Habrían pasado unos 2 minutos del reproche del pión, cuando la paloma decide girar y ponerse de cara a la entrada del monoambiente, mirando de frente al plumífero quejoso. Siguió apoltronada en su improvisado y pasajero sillón, y no hizo más que estirar su cuello, tal vez para mirar mejor a su posible enemigo, tal vez para relajar su columna superior ante la falta de peligro real. Entonces, contra todo pronóstico propio, el documentado valiente hornero, calló y dejó de moverse, salvo para alejarse un poco más, ya a unos 5 o 6 metros de sus dominios, de sus aposentos, de su propia carne y plumas. Y allí siguió, intranquilo, con sus ínfimos saltitos hacia izquierda y derecha, con algunos píos aquí y allá, pero sin hacer enojar a la paloma. La tarde avanzó y se hizo noche, y el hornero, que debería estar dentro con sus hijos, ya durmiendo luego de un arduo día de viajes por todo el pueblo, permanecía fuera, seguramente sin alimento para ofrecer en ese entonces, y con la falta de certeza de lo que ocurría u ocurriría con sus hijos. Su suerte había quedado supeditada a los designios y caprichos de la paloma despreocupada, situada por encima de todo, que no reconocía más que su propia comodidad.

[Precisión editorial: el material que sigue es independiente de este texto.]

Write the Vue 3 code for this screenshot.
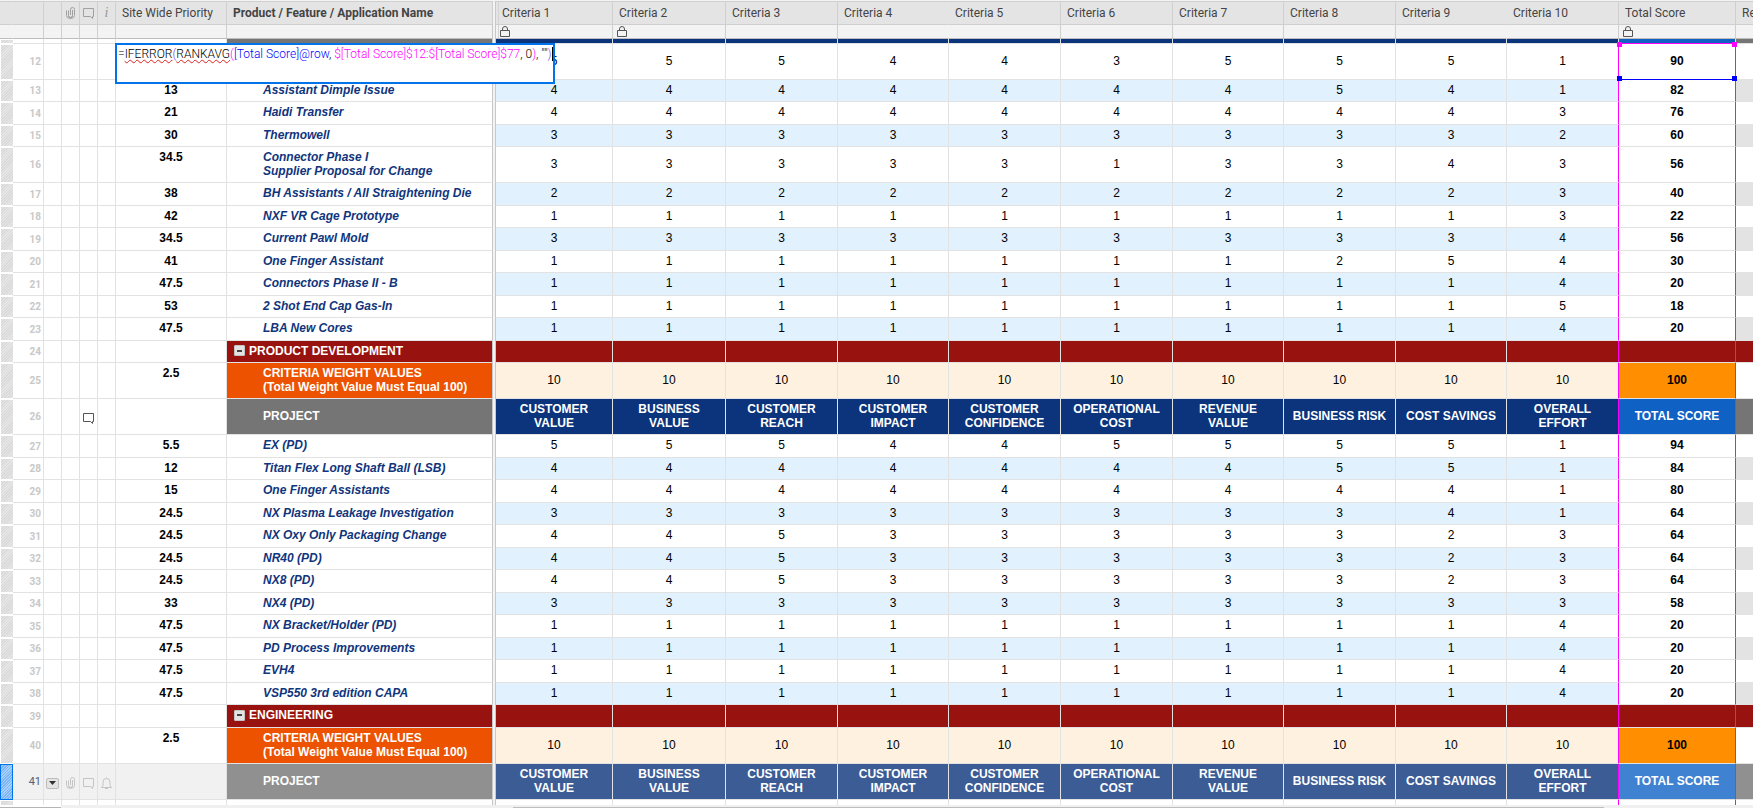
<template>
  <div class="sheet">
    <div class="top-strip"></div>
    <div class="grid-area">
      <table class="grid">
        <colgroup>
          <col v-for="(width, i) in columnWidths" :key="i" :style="{ width: width + 'px' }" />
          <col />
        </colgroup>
        <thead>
          <tr class="head-row">
            <td class="no-line"></td>
            <td></td>
            <td></td>
            <th scope="col" class="icon-cell" aria-label="Attachments">
              <svg class="icon" width="9" height="12" viewBox="0 0 9 12"><path :d="clipPath" /></svg>
            </th>
            <th scope="col" class="icon-cell" aria-label="Comments">
              <svg class="icon" width="12" height="11" viewBox="0 0 12 11"><path :d="commentPath" /></svg>
            </th>
            <th scope="col" class="icon-cell info">i</th>
            <th scope="col">Site Wide Priority</th>
            <th scope="col" class="primary">Product / Feature / Application Name</th>
            <td class="splitter"></td>
            <th
              v-for="n in 10"
              :key="n"
              scope="col"
              :class="{ 'no-line': n === 4 || n === 9, 'first-criteria': n === 1 }"
            >Criteria {{ n }}</th>
            <th scope="col">Total Score</th>
            <th scope="col" class="last">Re</th>
          </tr>
          <tr class="type-row">
            <td class="no-line"></td>
            <td></td>
            <td></td>
            <td></td>
            <td></td>
            <td></td>
            <td></td>
            <td></td>
            <td class="splitter"></td>
            <td
              v-for="n in 11"
              :key="n"
              :class="{ 'no-line': n === 4 || n === 9, 'first-criteria': n === 1 }"
            >
              <svg v-if="lockedColumns.includes(n)" class="lock" width="10" height="11" viewBox="0 0 10 11">
                <path d="M2.5 4.5V3a2.5 2.5 0 0 1 5 0v1.5M.5 4.5h9v6h-9z" />
              </svg>
            </td>
            <td class="last"></td>
          </tr>
        </thead>
        <tbody>
          <!-- lower edge of row 11, scrolled under the header -->
          <tr class="cut-row heading">
            <td class="gutter"></td>
            <td></td>
            <td></td>
            <td></td>
            <td></td>
            <td></td>
            <td></td>
            <td class="name"></td>
            <td class="splitter"></td>
            <td v-for="n in 10" :key="n" class="score"></td>
            <td class="total"></td>
            <td class="last"></td>
          </tr>
          <tr
            v-for="row in rows"
            :key="row.id"
            :class="[row.type, { tall: row.tall, short: shortRows.includes(row.id), band: row.band, selected: row.id === selectedRow }]"
          >
            <td class="gutter"></td>
            <td class="row-number">{{ row.id === 42 ? '' : row.id }}</td>
            <td class="icon-cell">
              <button v-if="row.id === selectedRow" class="row-menu" type="button" aria-label="Row actions">
                <svg width="7" height="4" viewBox="0 0 7 4"><path d="M0 0h7L3.5 4z" /></svg>
              </button>
            </td>
            <td class="icon-cell">
              <svg v-if="row.id === selectedRow" class="icon" width="9" height="12" viewBox="0 0 9 12"><path :d="clipPath" /></svg>
            </td>
            <td class="icon-cell">
              <svg v-if="row.comment || row.id === selectedRow" class="icon" width="12" height="11" viewBox="0 0 12 11"><path :d="commentPath" /></svg>
            </td>
            <td class="icon-cell">
              <svg v-if="row.id === selectedRow" class="icon bell" width="11" height="13" viewBox="0 0 11 13">
                <path d="M.5 10.5h10L9 8.5V5a3.5 3.5 0 0 0-7 0v3.5zM5.5 1.5V.5M4 11.5h3" />
              </svg>
            </td>
            <td class="priority">
              {{ row.priority }}
              <div
                v-if="row.id === 12"
                class="formula-editor"
                contenteditable="true"
                role="textbox"
                aria-label="Cell formula"
                spellcheck="false"
              >=<u>IFERROR</u><span class="ref-violet">(</span><u>RANKAVG</u><span class="ref-pink">(</span><span class="ref-blue">[Total Score]@row</span>, <span class="ref-pink">$[Total Score]$12:$[Total Score]$77</span>, 0<span class="ref-pink">)</span>, ""<span class="ref-violet">)</span><i class="caret"></i></div>
            </td>
            <td class="name">
              <div v-if="row.type === 'section'" class="section-name">
                <button class="toggle" type="button" :aria-label="'Collapse ' + row.name"></button>
                <span>{{ row.name }}</span>
              </div>
              <template v-else>{{ row.name }}</template>
            </td>
            <td class="splitter"></td>
            <td v-for="(score, i) in row.scores" :key="i" class="score">{{ score }}</td>
            <td class="total">
              {{ row.total }}
              <template v-if="row.id === 12">
                <span class="handle top left"></span>
                <span class="handle top right"></span>
                <span class="handle bottom left"></span>
                <span class="handle bottom right"></span>
              </template>
            </td>
            <td class="last"></td>
          </tr>
        </tbody>
      </table>
    </div>
    <div class="scroll-strip">
      <div class="strip-left"></div>
      <div class="track"><div class="thumb"></div></div>
    </div>
  </div>
</template>

<script setup>
import { ref } from 'vue';

const columnWidths = [13, 31, 18, 18, 18, 18, 111, 266, 3, 117, 113, 112, 111, 112, 112, 111, 112, 111, 112, 117];
const lockedColumns = [1, 2, 11];
const shortRows = [13, 15, 18, 20, 22, 24, 28, 30, 32, 34, 36, 38, 42];
const selectedRow = ref(41);

const clipPath = 'M2.5 3.5v5a2 2 0 0 0 4 0V3M6.5 8.5a2 2 0 0 1-4 0M4.5 8V3.5M.5 3.5v5a4 3 0 0 0 8 0V2.5a2 2 0 0 0-4 0V8';
const commentPath = 'M.5.5h10v8h-1v2l-2-2h-7z';

const same = (value, ...rest) => [...Array(10 - rest.length).fill(value), ...rest];

const item = (id, priority, name, scores, total, extra = {}) => ({ id, type: 'item', priority, name, scores, total, ...extra });
const section = (id, name) => ({ id, type: 'section', name, scores: same('') });
const weights = (id) => ({
  id,
  type: 'weights',
  tall: true,
  priority: '2.5',
  name: 'CRITERIA WEIGHT VALUES\n(Total Weight Value Must Equal 100)',
  scores: same(10),
  total: 100
});
const heading = (id, extra = {}) => ({
  id,
  type: 'heading',
  tall: true,
  name: 'PROJECT',
  scores: [
    'CUSTOMER\nVALUE', 'BUSINESS\nVALUE', 'CUSTOMER\nREACH', 'CUSTOMER\nIMPACT', 'CUSTOMER\nCONFIDENCE',
    'OPERATIONAL\nCOST', 'REVENUE\nVALUE', 'BUSINESS RISK', 'COST SAVINGS', 'OVERALL\nEFFORT'
  ],
  total: 'TOTAL SCORE',
  ...extra
});

const band = { band: true };

const rows = ref([
  item(12, '', '', [5, 5, 5, 4, 4, 3, 5, 5, 5, 1], 90, { tall: true }),
  item(13, '13', 'Assistant Dimple Issue', same(4, 5, 4, 1), 82, band),
  item(14, '21', 'Haidi Transfer', same(4, 3), 76),
  item(15, '30', 'Thermowell', same(3, 2), 60, band),
  item(16, '34.5', 'Connector Phase I\nSupplier Proposal for Change', same(3, 1, 3, 3, 4, 3), 56, { tall: true }),
  item(17, '38', 'BH Assistants / All Straightening Die', same(2, 3), 40, band),
  item(18, '42', 'NXF VR Cage Prototype', same(1, 3), 22),
  item(19, '34.5', 'Current Pawl Mold', same(3, 4), 56, band),
  item(20, '41', 'One Finger Assistant', same(1, 2, 5, 4), 30),
  item(21, '47.5', 'Connectors Phase II - B', same(1, 4), 20, band),
  item(22, '53', '2 Shot End Cap Gas-In', same(1, 5), 18),
  item(23, '47.5', 'LBA New Cores', same(1, 4), 20, band),
  section(24, 'PRODUCT DEVELOPMENT'),
  weights(25),
  heading(26, { comment: true }),
  item(27, '5.5', 'EX (PD)', [5, 5, 5, 4, 4, 5, 5, 5, 5, 1], 94),
  item(28, '12', 'Titan Flex Long Shaft Ball (LSB)', same(4, 5, 5, 1), 84, band),
  item(29, '15', 'One Finger Assistants', same(4, 1), 80),
  item(30, '24.5', 'NX Plasma Leakage Investigation', same(3, 4, 1), 64, band),
  item(31, '24.5', 'NX Oxy Only Packaging Change', [4, 4, 5, 3, 3, 3, 3, 3, 2, 3], 64),
  item(32, '24.5', 'NR40 (PD)', [4, 4, 5, 3, 3, 3, 3, 3, 2, 3], 64, band),
  item(33, '24.5', 'NX8 (PD)', [4, 4, 5, 3, 3, 3, 3, 3, 2, 3], 64),
  item(34, '33', 'NX4 (PD)', same(3), 58, band),
  item(35, '47.5', 'NX Bracket/Holder (PD)', same(1, 4), 20),
  item(36, '47.5', 'PD Process Improvements', same(1, 4), 20, band),
  item(37, '47.5', 'EVH4', same(1, 4), 20),
  item(38, '47.5', 'VSP550 3rd edition CAPA', same(1, 4), 20, band),
  section(39, 'ENGINEERING'),
  weights(40),
  heading(41),
  item(42, '', '', same(''), '')
]);
</script>

<style>
body {
  margin: 0;
  background: #fff;
}
</style>

<style scoped>
.sheet {
  display: flex;
  flex-direction: column;
  height: 100vh;
  overflow: hidden;
  font-family: "Liberation Sans", Arial, sans-serif;
  font-size: 12px;
  line-height: 14px;
  color: #000;
}

.top-strip {
  flex: none;
  height: 1px;
  background: #f3f3f3;
}

.grid-area {
  flex: 1;
  min-height: 0;
  overflow: hidden;
}

.grid {
  width: 100%;
  table-layout: fixed;
  border-collapse: separate;
  border-spacing: 0;
}

td,
th {
  box-sizing: border-box;
  padding: 0;
  border-right: 1px solid #e2e2e2;
  border-bottom: 1px solid #e2e2e2;
  white-space: pre-line;
}

/* header */
.head-row {
  height: 24px;
}

.head-row th,
.head-row td {
  border-top: 1px solid #cfcfcf;
  border-right-color: #cfcfcf;
  border-bottom-color: #cfcfcf;
  background-color: #e4e4e4;
}

.head-row th {
  padding: 0 0 0 6px;
  overflow: hidden;
  font-family: Roboto, sans-serif;
  font-weight: 400;
  color: #444;
  text-align: left;
  white-space: nowrap;
}

.head-row th.primary {
  font-weight: 700;
}

.head-row th.icon-cell {
  padding: 0;
  text-align: center;
}

.head-row th.info {
  font-family: "Liberation Serif", serif;
  font-size: 14px;
  font-style: italic;
  color: #999;
}

.type-row {
  height: 14px;
}

.type-row td {
  height: 13px;
  border-right-color: #cfcfcf;
  border-bottom-color: #bdbdbd;
  background-color: #f3f3f3;
  line-height: 0;
  vertical-align: middle;
}

.head-row .no-line {
  border-right-color: #e4e4e4;
}

.type-row .no-line {
  border-right-color: #f3f3f3;
}

.head-row .first-criteria,
.type-row .first-criteria {
  background-image: linear-gradient(#d4d4d4, #d4d4d4);
  background-position: 2px 0;
  background-size: 1px 100%;
  background-repeat: no-repeat;
}

.lock {
  display: block;
  margin-left: 4px;
  fill: none;
  stroke: #555;
}

/* rows */
tbody tr {
  height: 23px;
}

tbody tr.short {
  height: 22px;
}

tbody tr.tall {
  height: 36px;
}

tbody tr.cut-row {
  height: 5px;
}

tbody .gutter {
  border: 1px solid #fff;
  border-right: 0;
  background: repeating-linear-gradient(135deg, #dadada 0 1px, #e6e6e6 1px 2px) padding-box;
}

.row-number {
  padding: 1px 2px 0 0;
  font-family: Roboto, sans-serif;
  font-size: 10px;
  font-weight: 700;
  color: #c8c8c8;
  text-align: right;
}

.icon-cell {
  line-height: 0;
  text-align: center;
  vertical-align: middle;
}

tbody .icon-cell {
  padding-top: 3px;
}

.info {
  line-height: 14px;
}

.icon {
  display: block;
  margin: 0 auto;
  fill: none;
  stroke: #555;
}

.head-row .icon {
  stroke: #a0a0a0;
}

.priority {
  position: relative;
  padding: 3px 0 0;
  font-weight: 700;
  text-align: center;
  vertical-align: top;
}

.name {
  padding: 1px 0 3px 36px;
  font-weight: 700;
  font-style: italic;
  color: #10357c;
}

.score,
.total {
  padding: 1px 0 3px;
  text-align: center;
}

.total {
  position: relative;
  font-weight: 700;
}

tbody tr:not(.cut-row) .score:nth-last-child(3),
tbody tr:not(.cut-row) .total {
  border-right-color: #f0f;
}

.cut-row .total {
  border-bottom-color: #f0f;
}

tbody tr:nth-child(2) .total {
  border-bottom-color: #00f;
}

td.last,
th.last {
  border-right: 0;
}

.splitter,
.head-row .splitter,
.type-row .splitter {
  border-top: 0;
  border-right: 1px solid #c8c8c8;
  border-bottom: 0;
  background: #f3f3f3;
}

.primary,
.name,
.type-row td:nth-child(8) {
  border-right-color: #c8c8c8;
}

.band .score {
  background: #e1f1fe;
}

.band .last {
  background: #e3e3e3;
}

.section .name,
.section .score,
.section .total,
.section .last {
  background: #98130f;
}

.section .name {
  padding-left: 7px;
}

.section-name {
  display: flex;
  align-items: center;
  gap: 4px;
}

.toggle {
  display: flex;
  align-items: center;
  justify-content: center;
  width: 11px;
  height: 11px;
  padding: 0;
  border: 1px solid #c4c4c4;
  border-radius: 1px;
  background: #e3e3e3;
}

.toggle::before {
  content: "";
  width: 5px;
  height: 2px;
  background: #444;
}

.section .name,
.weights .name,
.heading .name {
  font-style: normal;
  color: #fff;
}

.weights .name {
  background: #ec5200;
}

.weights .score {
  background: #fff1df;
}

.weights .total {
  background: #ff8f00;
}

.heading .name,
.heading .last {
  background: #757575;
}

.heading .score {
  background: #0b347c;
  font-weight: 700;
  color: #fff;
}

.heading .total {
  background: #1061c4;
  color: #fff;
}

.cut-row .name,
.cut-row .score,
.cut-row .total {
  padding: 0;
}

/* selected row */
.selected td {
  background: #f1f1f1;
}

.selected .gutter {
  border: 1px solid #0073ea;
  background: repeating-linear-gradient(135deg, #7ab6f6 0 1px, #a9d0fa 1px 2px);
}

.selected .row-number {
  font-size: 11px;
  font-weight: 400;
  color: #555f75;
}

.selected .icon {
  stroke: #c4c4c4;
}

.selected .name,
.selected .last {
  background: #909090;
}

.selected .score {
  background: #3c5c96;
}

.selected .total {
  background: #3f82d1;
}

.row-menu {
  display: flex;
  align-items: center;
  justify-content: center;
  width: 13px;
  height: 11px;
  margin: 0 auto;
  padding: 0;
  border: 1px solid #bcbcbc;
  border-radius: 2px;
  background: #e4e4e4;
}

.row-menu svg {
  fill: #333;
}

/* formula editor over row 12 */
.formula-editor {
  position: absolute;
  top: -1px;
  left: -1px;
  z-index: 2;
  box-sizing: border-box;
  width: 440px;
  height: 41px;
  padding: 2px 0 2px 1px;
  border: 2px solid #0073ea;
  outline: none;
  background: #fff;
  font-family: Roboto, sans-serif;
  font-size: 12px;
  font-weight: 300;
  text-align: left;
  white-space: nowrap;
}

.formula-editor u {
  text-decoration: underline wavy #e02020 1px;
  text-decoration-skip-ink: none;
}

.ref-blue {
  color: #00f;
}

.ref-pink {
  color: #f0f;
}

.ref-violet {
  color: #7a3cff;
}

.caret {
  display: inline-block;
  width: 1px;
  height: 14px;
  background: #000;
  vertical-align: top;
}

/* range corners */
.handle {
  position: absolute;
  z-index: 1;
  width: 5px;
  height: 5px;
}

.handle.top {
  top: -2px;
  background: #f0f;
}

.handle.bottom {
  bottom: -2px;
  background: #00f;
}

.handle.left {
  left: -2px;
}

.handle.right {
  right: -2px;
}

/* horizontal scroll bar */
.scroll-strip {
  display: flex;
  flex: none;
  height: 3px;
}

.strip-left {
  box-sizing: border-box;
  width: 61px;
  border-bottom: 1px solid #b5b5b5;
}

.track {
  display: flex;
  flex: 1;
  align-items: flex-end;
  padding-left: 452px;
  background: #f0f0f0;
}

.thumb {
  width: 88%;
  height: 1px;
  background: #bdbdbd;
}
</style>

Así fue como la valentía de otros tiempos del hornero trabajador, quedó sepultada por la realidad patente que estaba viendo en ese momento. Y por más que me muestren libros en cantidades o calidades al por mayor, intentando demostrarme que el alonsito posee una gallardía a toda prueba, sé que su cobardía actual es la que cuenta, y que casi nada le queda ya de lo documentado en otras épocas. Hoy, les es más importante no contrariar a la paloma, que proteger lo suyo y a los suyos, aunque sea a costa de un par de plumas menos. Cosas por las que antes hubiese dado hasta la vida, hoy ni siquiera parecen tener importancia. Tal vez el hornero se crea valiente con un par de píos y unos pasitos laterales, pero la realidad es bien distinta. La historia, ya es cosa del pasado; lo que cuenta, es lo que hace y deja de hacer el pequeñuelo cobarde de hoy. “Que se pose nomás”, imagino que se dice a sí mismo. “En algún momento se va a cansar. Y yo voy a estar allí para volver a lo mío, y ver qué ha decidido dejarme ésta vez”.
Y creo, cada vez con más hastío y desesperanza, que la sociedad de horneros es cada vez más parecida a este ejemplar, que al que habita en otras páginas más benévolas y honrosas de la historia. Tal vez por esa actitud popular, las palomas estén cada vez más despreocupadas. Y eso termina afectando, se quiera o no, a la genealogía completa de la especie (de horneros y palomas). La presente y la futura.